Dans les années 1950, Germaine Richier se met à tendre des fils qui s'ajoutent à ses sculptures, comme cette géniale Fourmi de 1953 assise qui semble tisser une toile. Des fils qui évoquent le fil à plomb qu'elle utilise pour vérifier la verticalité de ses sculptures et qui en prolongent le volume. Le Griffu (1952), figure fantastique inspirée d'un personnage du folklore provençal, accroché au plafond et tendu de fils, flotte étrangement au plafond et projette son ombre sur le mur, se démultipliant ainsi dans l'espace.
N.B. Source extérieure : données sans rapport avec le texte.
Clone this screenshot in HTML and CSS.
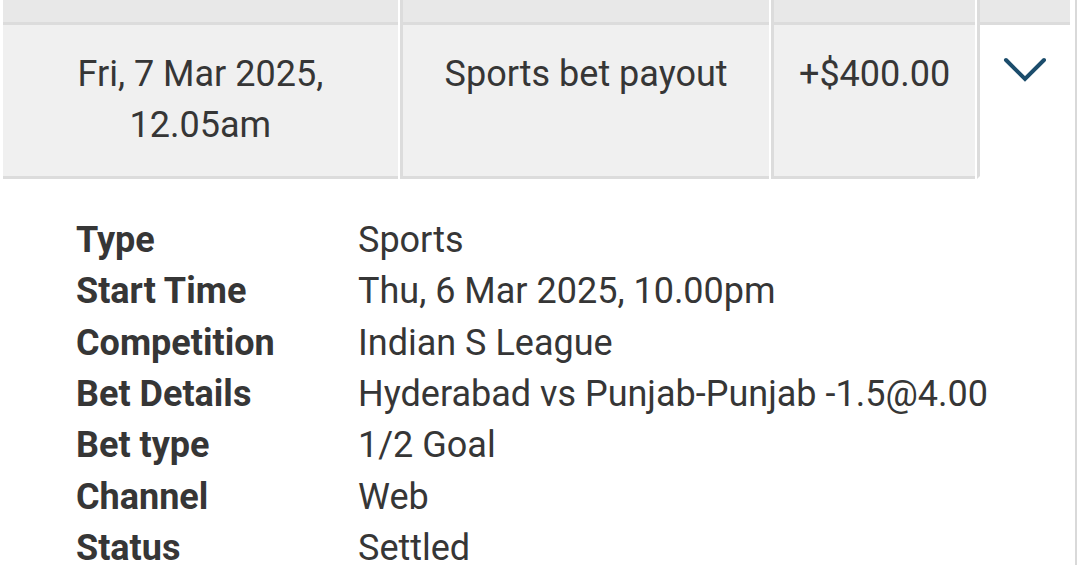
FILE: index.html
```html
<!DOCTYPE html>
<html>
  <head>
    <meta charset="UTF-8" />
    <meta name="viewport" content="width=device-width, initial-scale=1.0" />
    <link rel="stylesheet" href="styles.css">
  </head>
  <body>
    <main class="history">
      <table class="tx-table">
        <colgroup>
          <col class="col-date" />
          <col class="col-desc" />
          <col class="col-amount" />
          <col class="col-toggle" />
        </colgroup>
        <tr class="head-row">
          <td></td>
          <td></td>
          <td></td>
          <td></td>
        </tr>
        <tr class="tx-row">
          <td>Fri, 7 Mar 2025, 12.05am</td>
          <td>Sports bet payout</td>
          <td>+$400.00</td>
          <td class="toggle open">
            <svg class="chevron" width="44" height="26" viewBox="0 0 44 26">
              <polyline points="3,3 22,22 41,3" fill="none" stroke="#1c4d6c" stroke-width="4" stroke-linecap="round" />
            </svg>
          </td>
        </tr>
      </table>
      <div class="details">
        <div class="label">Type</div>
        <div class="value">Sports</div>
        <div class="label">Start Time</div>
        <div class="value">Thu, 6 Mar 2025, 10.00pm</div>
        <div class="label">Competition</div>
        <div class="value">Indian S League</div>
        <div class="label">Bet Details</div>
        <div class="value">Hyderabad vs Punjab-Punjab -1.5@4.00</div>
        <div class="label">Bet type</div>
        <div class="value">1/2 Goal</div>
        <div class="label">Channel</div>
        <div class="value">Web</div>
        <div class="label">Status</div>
        <div class="value">Settled</div>
      </div>
    </main>
  </body>
</html>
```

FILE: styles.css
```css
* {
  box-sizing: border-box;
}
body {
  margin: 0;
  font-family: Roboto, "Noto Sans", sans-serif;
  color: #363636;
  background-color: white;
}
.history {
  width: 1077px;
  height: 565px;
  overflow: hidden;
  border-right: 2px solid #d9d9d9;
  padding-left: 1px;
  padding-right: 3px;
}
.tx-table {
  table-layout: fixed;
  border-collapse: separate;
  border-spacing: 2px 0;
  width: 1071px;
  font-size: 36px;
  line-height: 51.4px;
}
.col-date {
  width: 394px;
}
.col-desc {
  width: 369px;
}
.col-amount {
  width: 203px;
}
.col-toggle {
  width: 93px;
}
td {
  padding: 24px 10px;
  text-align: center;
  vertical-align: top;
  background-color: #f0f0f0;
  border-left: 3px solid #dcdcdc;
  border-bottom: 3px solid #dcdcdc;
}
td:first-child {
  border-left: none;
}
.head-row td {
  height: 25px;
  padding: 0;
  background-color: #e8e8e8;
}
.toggle {
  padding: 32px 0 0 0;
}
.toggle.open {
  background-color: white;
  border-bottom-color: white;
}
.chevron {
  display: block;
  margin: 0 auto;
}
.details {
  display: grid;
  grid-template-columns: 282px 1fr;
  padding: 36px 0 0 75px;
  font-size: 36px;
  line-height: 51.4px;
}
.label {
  font-weight: 700;
}
```
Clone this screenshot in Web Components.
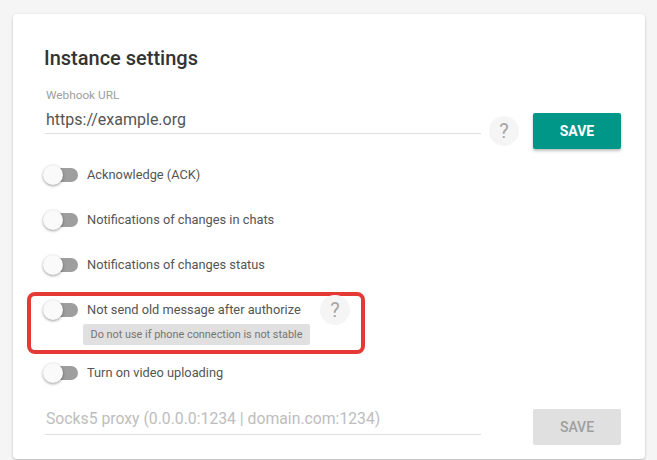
<!DOCTYPE html>
<html>
<head>
<meta charset="utf-8">
<title>Instance settings</title>
<style>
  html, body { margin: 0; height: 460px; overflow: hidden; background: #f5f5f5; }
  body { font-family: Roboto, "Liberation Sans", sans-serif; }
</style>
</head>
<body>
<template id="settings-card-tpl">
  <style>
    :host {
      display: block;
      width: 632px;
      height: 445px;
      margin: 14px 0 0 13px;
      box-sizing: border-box;
      padding: 30px 24px 0 31px;
      background: #fff;
      border-radius: 4px;
      box-shadow: 0 1px 3px rgba(0, 0, 0, .2), 0 1px 1px rgba(0, 0, 0, .08);
    }
    h2 { margin: 0; font-size: 20px; line-height: 28px; font-weight: 500; color: #333; }
  </style>
  <h2><slot name="title"></slot></h2>
  <slot></slot>
</template>

<template id="text-row-tpl">
  <style>
    :host { display: flex; align-items: flex-start; height: 66px; margin-top: 13px; }
    .field { width: 436px; margin: 0 8px 0 1px; height: 48px; flex: none; border-bottom: 1px solid #e0e0e0; display: flex; flex-direction: column; }
    .label { height: 12px; font-size: 11.8px; line-height: 12px; color: #9e9e9e; margin-top: 4px; padding-left: 1px; }
    .value { font-size: 16px; line-height: 24px; margin-top: 7px; padding-left: 1px; color: #555; white-space: nowrap; }
    :host([placeholder]) { height: 36px; }
    :host([placeholder]) .field { height: 25px; }
    :host([placeholder]) .label { display: none; }
    :host([placeholder]) .value { margin-top: -2px; color: #bdbdbd; font-size: 15.75px; }
    .spacer { width: 30px; flex: none; }
  </style>
  <div class="field">
    <div class="label"><slot name="label"></slot></div>
    <div class="value"><slot></slot></div>
  </div>
  <slot name="help"><div class="spacer"></div></slot>
  <slot name="action"></slot>
</template>

<template id="help-dot-tpl">
  <style>
    :host { display: flex; flex: none; align-items: center; justify-content: center; width: 30px; height: 30px; border-radius: 50%; background: #f5f5f5; color: #a6a6a6; font-size: 20px; line-height: 30px; }
  </style>
  ?
</template>

<template id="x-button-tpl">
  <style>
    :host { display: flex; flex: none; align-items: center; justify-content: center; width: 88px; height: 36px; border-radius: 2px; background: #009688; color: #fff; font-size: 14px; font-weight: 700; box-shadow: 0 2px 3px rgba(0, 0, 0, .25); }
    :host([disabled]) { background: #e0e0e0; color: #9e9e9e; font-weight: 500; box-shadow: none; }
  </style>
  <slot></slot>
</template>

<template id="toggle-row-tpl">
  <style>
    :host { display: flex; align-items: center; height: 20px; font-size: 12.8px; line-height: 20px; color: #555; }
    .switch { position: relative; flex: none; width: 33px; height: 14px; border-radius: 7px; background: #9e9e9e; margin: 0 9px 0 1px; }
    .knob { position: absolute; left: -2px; top: -3px; width: 20px; height: 20px; border-radius: 50%; background: #fafafa; box-shadow: 0 1px 3px rgba(0, 0, 0, .4); }
    .text { white-space: nowrap; }
  </style>
  <div class="switch"><div class="knob"></div></div>
  <div class="text"><slot></slot></div>
</template>

<template id="warn-box-tpl">
  <style>
    :host { display: block; width: 338px; height: 62px; box-sizing: border-box; margin-left: -17px; padding: 4px 0 0 13px; border: 4px solid #e53935; border-radius: 8px; }
    .top { display: flex; align-items: flex-start; height: 20px; }
    .top ::slotted(toggle-row) { width: 276px; }
    .note { display: inline-block; margin: 4px 0 0 39px; padding: 0 7.5px; height: 21px; line-height: 21px; font-size: 10.88px; color: #757575; background: #e0e0e0; border-radius: 2px; white-space: nowrap; }
    .help { margin-top: -5px; }
  </style>
  <div class="top"><slot name="row"></slot><div class="help"><slot name="help"></slot></div></div>
  <div class="note"><slot></slot></div>
</template>

<settings-card>
  <span slot="title">Instance settings</span>
  <text-row>
    <span slot="label">Webhook URL</span>
    https://example.org
    <help-dot slot="help" style="margin-top:31px"></help-dot>
    <x-button slot="action" style="margin:28px 0 0 14px">SAVE</x-button>
  </text-row>
  <toggle-row style="margin-top:14px">Acknowledge (ACK)</toggle-row>
  <toggle-row style="margin-top:25px">Notifications of changes in chats</toggle-row>
  <toggle-row style="margin-top:25px">Notifications of changes status</toggle-row>
  <warn-box style="margin-top:17px">
    <toggle-row slot="row">Not send old message after authorize</toggle-row>
    <help-dot slot="help"></help-dot>
    Do not use if phone connection is not stable
  </warn-box>
  <toggle-row style="margin-top:9px">Turn on video uploading</toggle-row>
  <text-row placeholder style="margin-top:26px">
    Socks5 proxy (0.0.0.0:1234 | domain.com:1234)
    <x-button slot="action" disabled style="margin-left:14px">SAVE</x-button>
  </text-row>
</settings-card>

<script>
  function define (name, tplId) {
    customElements.define(name, class extends HTMLElement {
      constructor () {
        super();
        const tpl = document.getElementById(tplId);
        this.attachShadow({ mode: "open" }).appendChild(tpl.content.cloneNode(true));
      }
    });
  }

  define("settings-card", "settings-card-tpl");
  define("text-row", "text-row-tpl");
  define("help-dot", "help-dot-tpl");
  define("x-button", "x-button-tpl");
  define("toggle-row", "toggle-row-tpl");
  define("warn-box", "warn-box-tpl");
</script>
</body>
</html>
Germaine Richier, "L’Echiquier, grand", Plâtre original peint, 1959 (© Adagp, Paris 2023 Photo © Tate, Londres, Dist. RMN-Grand Palais/Tate photography)

La joie de la couleur

Les travaux des dernières années avant sa disparition prématurée à 56 ans montrent l'extrême diversité de ses expérimentations. Germaine Richier se met à travailler le plomb, qu'elle fond elle-même dans son atelier, y ajoutant des verres colorés. "La couleur devient essentielle pour elle dans les années 1950. Elle lui permet d'apporter de la joie et de la fantaisie à ses œuvres. Il y a chez Richier à la fois du mystère, de l'ombre, mais aussi une joie, un plaisir à travailler", explique Ariane Coulondre. Dans un dernier entretien, un mois avant sa mort, l'artiste déclare : "Le but de la sculpture, c'est d'abord la joie de celui qui la fait. On doit y sentir sa main, sa passion. La sculpture est grave, la couleur est gaie. J'ai envie que mes statues soient gaies, actives."

Ses amis peintres, Zao Wou-Ki ou Maria Elena Vieira da Silva, réalisent pour elle de très beaux décors colorés. A partir de 1956, alors qu'elle est gravement malade, elle ajoute elle-même de la peinture ou de l'émail sur de petites figures en bronze. La Tate de Londres a prêté pour l'exposition sa dernière grande œuvre, les cinq pièces de son Echiquier, figures fantastiques en plâtre peint, perchées sur de hauts socles.

Germaine Richier n'avait pas de marchand. Aimé Maeght, l'a exposée en 1948, mais quand il propose à Giacometti de signer un contrat, celui-ci lui pose une condition : ce sera lui ou Richier. Et Maeght choisit Giacometti. Ses œuvres sont présentes dans les collections "mais c'est comme si elle était là sans qu'on la regarde", remarque Ariane Coulondre.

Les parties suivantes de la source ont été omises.